The leader of SCORE came earlier this year to talk with North Carolina’s nascent business group, Wilson said.

Not ‘throwing a lot of money’

BEST NC is not an effort to push back on the reforms enacted in the legislature, its leaders said. The group would like to see targeted, strategic investments, McDowell said. But, he added, “We do not believe throwing a lot of money at public education is the answer.”

Wilson described the approach as solution-oriented, an effort “to create a lab environment to bring forth data and evidence on what works and what works best.”

The group has already met with McCrory’s education adviser, Eric Guckian.

“The more that we can link business and the economy to education, I think the better off we’re going to be as a state and as a country,” Guckian said. “It’s a bipartisan effort, and I think this is a bipartisan issue.”

McCrory has asked Guckian to come up with a strategy for improving teacher compensation.

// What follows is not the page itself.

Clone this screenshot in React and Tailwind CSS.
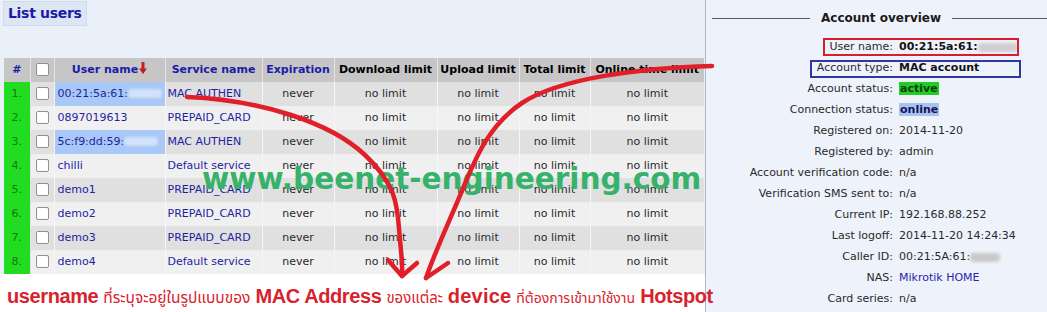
import React from 'react';

const users = [
  { n: 1, name: '00:21:5a:61:', blur: true, service: 'MAC AUTHEN' },
  { n: 2, name: '0897019613', service: 'PREPAID_CARD' },
  { n: 3, name: '5c:f9:dd:59:', blur: true, service: 'MAC AUTHEN' },
  { n: 4, name: 'chilli', service: 'Default service' },
  { n: 5, name: 'demo1', service: 'PREPAID_CARD' },
  { n: 6, name: 'demo2', service: 'PREPAID_CARD' },
  { n: 7, name: 'demo3', service: 'PREPAID_CARD' },
  { n: 8, name: 'demo4', service: 'Default service' },
];

function Check() {
  return <span className="inline-block w-[13px] h-[13px] bg-white border border-[#8f8f8f] rounded-[2px] align-middle" />;
}

function Blur({ w = 'w-[34px]', color = 'bg-[#d3e2fb]' }) {
  return <span className={`inline-block ${w} h-[9px] ${color} blur-[1.5px] rounded-sm align-middle`} />;
}

function SortArrow() {
  return (
    <svg width="8" height="12" viewBox="0 0 8 12" className="inline-block align-[-1px] ml-[1px]">
      <rect x="2.5" y="0" width="3" height="7" fill="#c41d1d" />
      <path d="M0 6.5 L8 6.5 L4 12 Z" fill="#c41d1d" />
    </svg>
  );
}

const info = [
  ['Connection status:', <span className="font-bold bg-[#a9c1ee] text-[#14145a] px-[1px]">online</span>],
  ['Registered on:', '2014-11-20'],
  ['Registered by:', 'admin'],
  ['Account verification code:', 'n/a'],
  ['Verification SMS sent to:', 'n/a'],
  ['Current IP:', '192.168.88.252'],
  ['Last logoff:', '2014-11-20 14:24:34'],
  ['Caller ID:', <span>00:21:5A:61:<Blur w="w-[30px]" color="bg-[#c9c9c9]" /></span>],
  ['NAS:', <span className="text-[#2626a8]">Mikrotik HOME</span>],
  ['Card series:', 'n/a'],
];

export default function App() {
  return (
    <div className="relative w-[1047px] h-[312px] overflow-hidden flex font-['DejaVu_Sans',sans-serif] text-[11px] text-[#2a2a2a]">
      {/* left: user list */}
      <div className="w-[705px] flex flex-col bg-white">
        <div className="h-[58px] bg-[#e9f0fa] pl-[3px] pt-[1px]">
          <div className="inline-flex items-center h-[25px] px-[4px] bg-[#dde6f3] border border-[#cfdaea] text-[#1b1ba8] font-bold text-[14px] tracking-[-0.3px]">
            List users
          </div>
        </div>
        <div className="bg-[#e9f0fa] pl-[4px]">
          <table className="table-fixed w-[700px] border-collapse">
            <colgroup>
              <col className="w-[26px]" />
              <col className="w-[24px]" />
              <col className="w-[111px]" />
              <col className="w-[97px]" />
              <col className="w-[72px]" />
              <col className="w-[103px]" />
              <col className="w-[82px]" />
              <col className="w-[71px]" />
              <col className="w-[114px]" />
            </colgroup>
            <thead>
              <tr className="h-[24px] bg-[#c6c6c6] font-bold text-center whitespace-nowrap">
                <th className="text-[#1b1ba8] border-r border-[#e4e4e4]">#</th>
                <th className="border-r border-[#e4e4e4]"><Check /></th>
                <th className="text-[#1b1ba8] border-r border-[#e4e4e4]">User name<SortArrow /></th>
                <th className="text-[#1b1ba8] border-r border-[#e4e4e4]">Service name</th>
                <th className="text-[#1b1ba8] border-r border-[#e4e4e4]">Expiration</th>
                <th className="text-black border-r border-[#e4e4e4]">Download limit</th>
                <th className="text-black border-r border-[#e4e4e4]">Upload limit</th>
                <th className="text-black border-r border-[#e4e4e4]">Total limit</th>
                <th className="text-black overflow-hidden">Online time limit</th>
              </tr>
            </thead>
            <tbody>
              {users.map(u => (
                <tr key={u.n} className={`h-[24px] whitespace-nowrap ${u.n % 2 ? 'bg-[#e0e0e0]' : 'bg-[#f0f0f0]'}`}>
                  <td className="bg-[#22dc22] text-[#127a12] text-center border-r border-[#e4e4e4]">{u.n}.</td>
                  <td className="text-center border-r border-[#f6f6f6]"><Check /></td>
                  <td className={`pl-[3px] text-[#1f1fa0] border-r border-[#f6f6f6] overflow-hidden ${u.blur ? 'bg-[#a8c8f7]' : ''}`}>
                    {u.name}{u.blur && <Blur />}
                  </td>
                  <td className="pl-[2px] text-[#1f1fa0] border-r border-[#f6f6f6]">{u.service}</td>
                  <td className="text-center border-r border-[#f6f6f6]">never</td>
                  <td className="text-center border-r border-[#f6f6f6]">no limit</td>
                  <td className="text-center border-r border-[#f6f6f6]">no limit</td>
                  <td className="text-center border-r border-[#f6f6f6]">no limit</td>
                  <td className="text-center">no limit</td>
                </tr>
              ))}
            </tbody>
          </table>
        </div>
        <div className="relative z-10 h-[38px] pl-[7px] pt-[10px] flex items-baseline gap-[5px] whitespace-nowrap text-[#d7232d] font-['Liberation_Sans','Noto_Sans_Thai',sans-serif] leading-[24px]">
          <span className="font-bold text-[20px] tracking-[-0.4px]">username</span>
          <span className="text-[15.5px]">ที่ระบุจะอยู่ในรูปแบบของ</span>
          <span className="font-bold text-[20px] tracking-[-0.4px]">MAC Address</span>
          <span className="text-[15px]">ของแต่ละ</span>
          <span className="font-bold text-[20px] tracking-[0.2px]">device</span>
          <span className="text-[14px]">ที่ต้องการเข้ามาใช้งาน</span>
          <span className="font-bold text-[20px] tracking-[-0.4px]">Hotspot</span>
        </div>
      </div>

      {/* right: account overview */}
      <div className="relative flex-1 bg-[#eef2fa] border-l border-[#a9b8cd] pt-[10px]">
        <div className="flex items-center h-[16px]">
          <div className="ml-[6px] w-[98px] h-px bg-[#5a5a5a]" />
          <div className="px-[11px] font-bold text-[12px] text-[#1a1a1a]">Account overview</div>
          <div className="flex-1 h-px bg-[#5a5a5a]" />
        </div>
        <div className="mt-[11px] grid grid-cols-[187px_1fr] auto-rows-[21px] items-center gap-x-[6px] whitespace-nowrap">
          <div className="text-right">User name:</div>
          <div className="font-bold text-[#141414]">00:21:5a:61:<Blur w="w-[40px]" color="bg-[#cfcfcf]" /></div>
          <div className="text-right">Account type:</div>
          <div className="font-bold text-[#141414]">MAC account</div>
          <div className="text-right">Account status:</div>
          <div><span className="font-bold bg-[#22cc22] text-[#0f3d0f] px-[1px]">active</span></div>
          {info.map(([k, v]) => (
            <React.Fragment key={k}>
              <div className="text-right">{k}</div>
              <div>{v}</div>
            </React.Fragment>
          ))}
        </div>
        {/* annotation boxes */}
        <div className="absolute left-[117px] top-[38px] w-[196px] h-[18px] border-2 border-[#d81f30]" />
        <div className="absolute left-[104px] top-[60px] w-[211px] h-[18px] border-2 border-[#3136a0]" />
      </div>

      {/* watermark */}
      <div className="absolute left-[202px] top-[159px] font-['DejaVu_Sans',sans-serif] font-bold text-[29.5px] leading-[40px] text-[#37b26b] whitespace-nowrap pointer-events-none">
        www.beenet-engineering.com
      </div>

      {/* red arrows */}
      <svg className="absolute left-0 top-0 pointer-events-none" width="1047" height="312" viewBox="0 0 1047 312">
        <g fill="none" stroke="#e01f2a" strokeWidth="4.5" strokeLinecap="round" strokeLinejoin="round">
          <path d="M187 97 C260 100 330 122 365 155 S397 210 400 240 S402 262 402 276" />
          <path d="M388 260 L402 276 L417 263" />
          <path d="M712 66 C640 68 560 78 522 103 S472 168 456 205 S434 255 426 278" />
          <path d="M426 278 L448 263" />
        </g>
      </svg>
    </div>
  );
}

He’s working on a number of ideas but cautioned that it will be a long-term strategy.

June Atkinson, superintendent of public instruction, said the BEST NC group sees education as integral to business success.

“I believe that business people, especially our influential CEOs, recognize that you have to treat your workforce with respect and you have to pay your workforce a competitive wage,” she said. “I am optimistic that they will focus on the importance of having great teachers.”

Wilson said a vocal business presence is needed now.

“The data would suggest we are falling behind,” he said. “We need to have an important and substantial conversation about how to turn that around.”